Superlotação não é o mesmo que excesso de prisões; problema é a escassez e qualidade das vagas
Comumente são utilizados de forma intercambiável os conceitos de excesso de prisões e de superlotação carcerária no Brasil.

Contudo, esses fenômenos não se confundem. É perfeitamente correto afirmar que, se de um lado não há que se falar necessariamente que há excessos de prisões, relativamente à população brasileira e ao grau de criminalidade violenta, há, inegavelmente, superlotação nos presídios brasileiros.

Isso se deve ao fato simples e conhecido de todos de que há um subfinanciamento no sistema prisional por parte do Estado.

Como não há vagas suficientes, os presídios encontram-se lotados.

O Poder Executivo, a quem caberia investir adequadamente na construção de novas unidades prisionais, e na manutenção na qualidade digna e humana das vagas existentes, usualmente se furta das suas responsabilidades. Investir no sistema carcerário é visto como uma pauta antipática e pouco popular.

Porém, o Poder Judiciário, ao adotar equivocadamente, em nossa opinião, uma política voltada ao desencarceramento, sob, dentre outros, o argumento do excesso de prisões, compactua com a inércia do Poder Executivo e reforça os incentivos presentes para que não haja investimentos suficientes no sistema carcerário.

Se prender em excesso não é a solução ideal para o problema da criminalidade, prender de forma insuficiente também não o é.

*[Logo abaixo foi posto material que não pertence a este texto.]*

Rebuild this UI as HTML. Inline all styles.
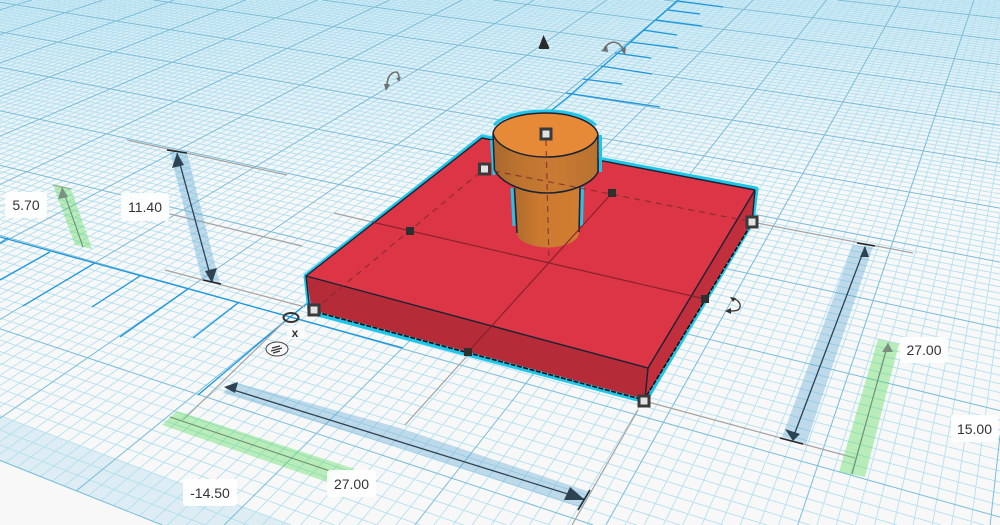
<!DOCTYPE html>
<html><head><meta charset="utf-8"><style>
html,body{margin:0;padding:0;width:1000px;height:525px;overflow:hidden;background:#f8f8f8}
svg{position:absolute;left:0;top:0;overflow:hidden}
.l{position:absolute;background:rgba(255,255,255,.93);border-radius:3px;font:14px/1 "Liberation Sans",sans-serif;color:#333;display:flex;align-items:center;justify-content:center}
</style></head><body>
<svg width="1000" height="525" viewBox="0 0 1000 525" xmlns="http://www.w3.org/2000/svg">
<defs>
<linearGradient id="bd" x1="0" x2="1" y1="0" y2="0"><stop offset="0" stop-color="#a9682d"/><stop offset=".25" stop-color="#bd7430"/><stop offset=".6" stop-color="#c97b33"/><stop offset="1" stop-color="#b87230"/></linearGradient>
<linearGradient id="st" x1="0" x2="1" y1="0" y2="0"><stop offset="0" stop-color="#b06b2d"/><stop offset=".4" stop-color="#cc7a30"/><stop offset="1" stop-color="#d07d31"/></linearGradient>
<linearGradient id="far" x1="0" x2="0" y1="0" y2="1"><stop offset="0" stop-color="#a9dcef" stop-opacity=".5"/><stop offset="1" stop-color="#a9dcef" stop-opacity="0"/></linearGradient>
</defs>
<rect x="0" y="0" width="1000" height="190" fill="url(#far)"/>
<polygon id="band" fill="#a5d8ea" fill-opacity=".32"/>
<path id="minor" fill="none" stroke="#b0dff0" stroke-width=".85"/>
<path id="major" fill="none" stroke="#78bddb" stroke-width="1"/>
<g stroke="#1b97dd" stroke-width="1.3" fill="none">
<path d="M0 237L403 348M198 395L290 317L567 98L678 0"/>
<path d="M50 252L0 280M95 263L23 306M140 276L92 307M188 289L120 337M238 303L193 338M8 238L0 243"/>
<path d="M678 1L723 7M668 10L700 14M656 20L702 26M643 30L677 35M630 42L678 48M615 53L651 58M601 66L652 74M583 79L622 84M566 93L660 107"/>
</g>
<g stroke="#a3a3a3" stroke-width="1.2" fill="none">
<path d="M127 140L287 175M170 214L302 246M165 270L305 307M334 213L372 222M53 185L71 189M757 223L913 253M648 402L855 458M283 323L183 420M638 410L572 525M468 355L405 425"/>
</g>
<g fill="#5ea9d2" fill-opacity=".38">
<polygon points="170,152 187,153 220,284 202,280"/>
<polygon points="853,245 873,247 806,444 782,437"/>
<polygon points="233,382 400,428 590,492 582,508 400,448 223,393"/>
</g>
<g fill="#5fdc62" fill-opacity=".42">
<polygon points="53,185 71,189 92,249 75,245"/>
<polygon points="878,339 899,344 865,477 839,472"/>
<polygon points="177,411 355,469 327,482 162,425"/>
</g>
<g stroke="#6f8c74" stroke-width="1.1" fill="none"><path d="M62 187L83 247M888 343L852 474M170 417L333 472"/></g>
<g fill="#7b8f82"><polygon points="62,187 58,199 68,197"/><polygon points="888,343 882,352 893,352"/></g>
<g stroke="#2e4352" stroke-width="1.3" fill="none"><path d="M177 153L212 282M865 247L793 438M227 388L584 499"/></g>
<g fill="#2e4352"><polygon points="177,153 172,168 184,165"/><polygon points="212,283 205,271 217,268"/><polygon points="865,246 860,257 869,257"/><polygon points="793,441 785,429 800,434"/><polygon points="224,387 238,382 235,393"/><polygon points="585,500 570,487 564,500"/></g>
<g stroke="#22262a" stroke-width="1.5" fill="none"><path d="M167 150L187 153M203 280L221 284M857 243L875 246M780 438L803 444M590 490L578 510"/></g>
<!-- box -->
<g stroke="#1fc6ea" stroke-width="5" stroke-linejoin="round" fill="none"><path d="M310 312L306 276L482 137L756 189L752 222L645 401Z"/></g>
<polygon points="306,276 482,138 755,190 648,368" fill="#dc3545"/>
<polygon points="306,276 648,368 645,399 312,310" fill="#b62b38"/>
<polygon points="648,368 755,190 752,222 645,399" fill="#c12e3c"/>
<g stroke="#1a2233" stroke-width="1.4" fill="none"><path d="M310 312L306 276L482 138L755 190M306 276L648 368L755 190M648 368L645 399M755 190L752 222"/></g>
<g stroke="#111" stroke-width="1.6" stroke-dasharray="5 1.5" fill="none"><path d="M316 312L644 400L752 223"/></g>
<!-- stem -->
<path d="M514 188L517 233A31 15 0 0 0 579 232L580 187Z" fill="url(#st)"/>
<g stroke="#1fc6ea" stroke-width="3" fill="none"><path d="M512 188L514 226M582.500 187L581.500 226"/></g>
<g stroke="#1a2233" stroke-width="1.5" fill="none"><path d="M514.500 188L517 233M580 187L579 232"/></g>
<!-- cap body -->
<path d="M493 133L495 170C502 184 525 193 547 193C570 193 592 184 598 172L598 135C590 150 570 157 546 157C520 157 500 148 493 133Z" fill="url(#bd)"/>
<path d="M493 133C496 120 520 113 546 113C572 113 596 122 598 135C594 149 570 157 546 157C520 157 496 147 493 133Z" fill="#e68a37"/>
<g stroke="#1fc6ea" stroke-width="3" fill="none"><path d="M494 125C502 116 522 111 546 111C566 111 584 115 596 125M491.500 140L494 175M600.500 135L600.500 172"/></g>
<g stroke="#1a2233" stroke-width="1.5" fill="none"><path d="M493 133C496 120 520 113 546 113C572 113 596 122 598 135C594 149 570 157 546 157C520 157 496 147 493 133L494.500 170C502 184 525 193 547 193C570 193 592 184 598 172L598 135"/></g>
<!-- guides on box -->
<g stroke="#7a1e2a" stroke-opacity=".85" stroke-width="1.2" fill="none"><path d="M372 222L705 299M612 193L468 352"/></g>
<g stroke="#7d2a30" stroke-opacity=".8" stroke-width="1.2" stroke-dasharray="6 5" fill="none"><path d="M314 310L484 169L752 222M546 140L549 262"/></g>
<!-- handles -->
<g fill="#e2e2e2" stroke="#3a3a3a" stroke-width="3">
<rect x="309" y="305" width="10" height="10"/><rect x="639" y="396" width="10" height="10"/><rect x="747" y="217" width="10" height="10"/><rect x="479.500" y="164" width="10" height="10"/><rect x="541" y="129" width="10" height="10"/>
</g>
<g fill="#2f2f2f"><rect x="406" y="227" width="8" height="8"/><rect x="608" y="189" width="8" height="8"/><rect x="701" y="295" width="8" height="8"/><rect x="464" y="348" width="8" height="8"/></g>
<!-- icons -->
<path d="M543.500 35L539 47Q538 49 540 49L548 49Q550 49 549 47Z" fill="#2b2b2b"/>
<g fill="none" stroke="#6f6f6f" stroke-width="1.6"><path d="M604 49C608 41 619 38 624 52"/><path d="M387 86C387 76 392 72 396 72C398 72 399 75 399 78"/></g>
<g fill="#6f6f6f"><polygon points="601,51 607,46 608,52"/><polygon points="621,50 626,47 625,55"/><polygon points="384,84 390,84 386,91"/><polygon points="396,78 401,77 399,82"/></g>
<path d="M732 299C739 299 743 306 738 310C736 311 732 311 729 311" fill="none" stroke="#333" stroke-width="1.3"/>
<polygon points="730,297 736,298 733,302" fill="#333"/><polygon points="725,311 731,308 731,314" fill="#333"/>
<ellipse cx="291" cy="317.500" rx="7.500" ry="4.500" fill="none" stroke="#333" stroke-width="2"/>
<rect x="287" y="326" width="18" height="13" rx="3" fill="#fff" fill-opacity=".75"/>
<ellipse cx="277" cy="349" rx="11" ry="7" fill="#f8f8f8" fill-opacity=".8" stroke="#444" stroke-width="1"/>
<g stroke="#333" stroke-width="1.2"><path d="M272 348L280 346M271 351L282 348M273 353L280 351"/></g>
<text x="295" y="337" font-family="Liberation Sans, sans-serif" font-size="12" font-weight="bold" fill="#333" text-anchor="middle">x</text>
</svg>
<div class="l" style="left:5px;top:192px;width:42px;height:26px">5.70</div>
<div class="l" style="left:121px;top:193px;width:48px;height:28px">11.40</div>
<div class="l" style="left:183px;top:479px;width:54px;height:27px">-14.50</div>
<div class="l" style="left:327px;top:470px;width:49px;height:27px">27.00</div>
<div class="l" style="left:900px;top:337px;width:48px;height:26px">27.00</div>
<div class="l" style="left:951px;top:415px;width:47px;height:27px">15.00</div>
<script>
(function(){
var a=247.27,b=307.03,c=314,d=39.49,e=-93.15,f=310,g=-.12846,h=.28311,W=1000,H=525;
function P(U,V){var u=U/27,v=V/27,w=g*u+h*v+1;return [(a*u+b*v+c)/w,(d*u+e*v+f)/w];}
function seg(p,q){
  var t0=0,t1=1,dx=q[0]-p[0],dy=q[1]-p[1],ps=[-dx,dx,-dy,dy],qs=[p[0],W-p[0],p[1],H-p[1]];
  for(var k=0;k<4;k++){
    if(ps[k]===0){if(qs[k]<0)return '';continue;}
    var r=qs[k]/ps[k];
    if(ps[k]<0){if(r>t1)return '';if(r>t0)t0=r;}else{if(r<t0)return '';if(r<t1)t1=r;}
  }
  return 'M'+(p[0]+t0*dx).toFixed(1)+' '+(p[1]+t0*dy).toFixed(1)+'L'+(p[0]+t1*dx).toFixed(1)+' '+(p[1]+t1*dy).toFixed(1);
}
function clipPoly(pts){
  var tests=[[function(p){return p[0]>=0;},0,0],[function(p){return p[0]<=W;},0,W],[function(p){return p[1]>=0;},1,0],[function(p){return p[1]<=H;},1,H]];
  tests.forEach(function(T){
    var out=[];
    for(var i=0;i<pts.length;i++){
      var A=pts[i],B=pts[(i+1)%pts.length],ia=T[0](A),ib=T[0](B);
      if(ia)out.push(A);
      if(ia!==ib){var s=(T[2]-A[T[1]])/(B[T[1]]-A[T[1]]);out.push([A[0]+s*(B[0]-A[0]),A[1]+s*(B[1]-A[1])]);}
    }
    pts=out;
  });
  return pts;
}
var U0=-1.08,V0=-1.51,Vlo=V0-20,Vhi=V0+300,Ulo=U0-300,Uhi=U0+120;
var mi='',ma='',i,t,s;
for(i=-300;i<=120;i++){t=U0+i;s=seg(P(t,Vlo),P(t,Vhi));if(i%10===0)ma+=s;else mi+=s;}
for(i=-20;i<=300;i++){t=V0+i;s=seg(P(Ulo,t),P(Uhi,t));if(i%10===0)ma+=s;else mi+=s;}
document.getElementById('minor').setAttribute('d',mi);
document.getElementById('major').setAttribute('d',ma);
var bp=clipPoly([P(Ulo,Vlo),P(Uhi,Vlo),P(Uhi,Vlo+3),P(Ulo,Vlo+3)]);
document.getElementById('band').setAttribute('points',bp.map(function(p){return p[0].toFixed(1)+','+p[1].toFixed(1);}).join(' '));
})();
</script>
</body></html>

Uma política focada apenas no desencarceramento não resolverá a realidade desumana daqueles que invariavelmente serão mantidos presos em nossas masmorras medievais que passam por penitenciárias, além de reforçar a já presente sensação de impunidade no imaginário social.

Conclusão
Desmistificar a crença de que há excesso de prisões no Brasil é crucial para estabelecer um debate informado sobre o sistema prisional. Ao analisar dados concretos de taxas de encarceramento, percebemos que o país não se destaca negativamente no cenário global. A discussão sobre o sistema carcerário brasileiro deve ir além de simplificações e considerar fatores complexos para promover uma abordagem mais eficiente e justa diante do desafio da criminalidade.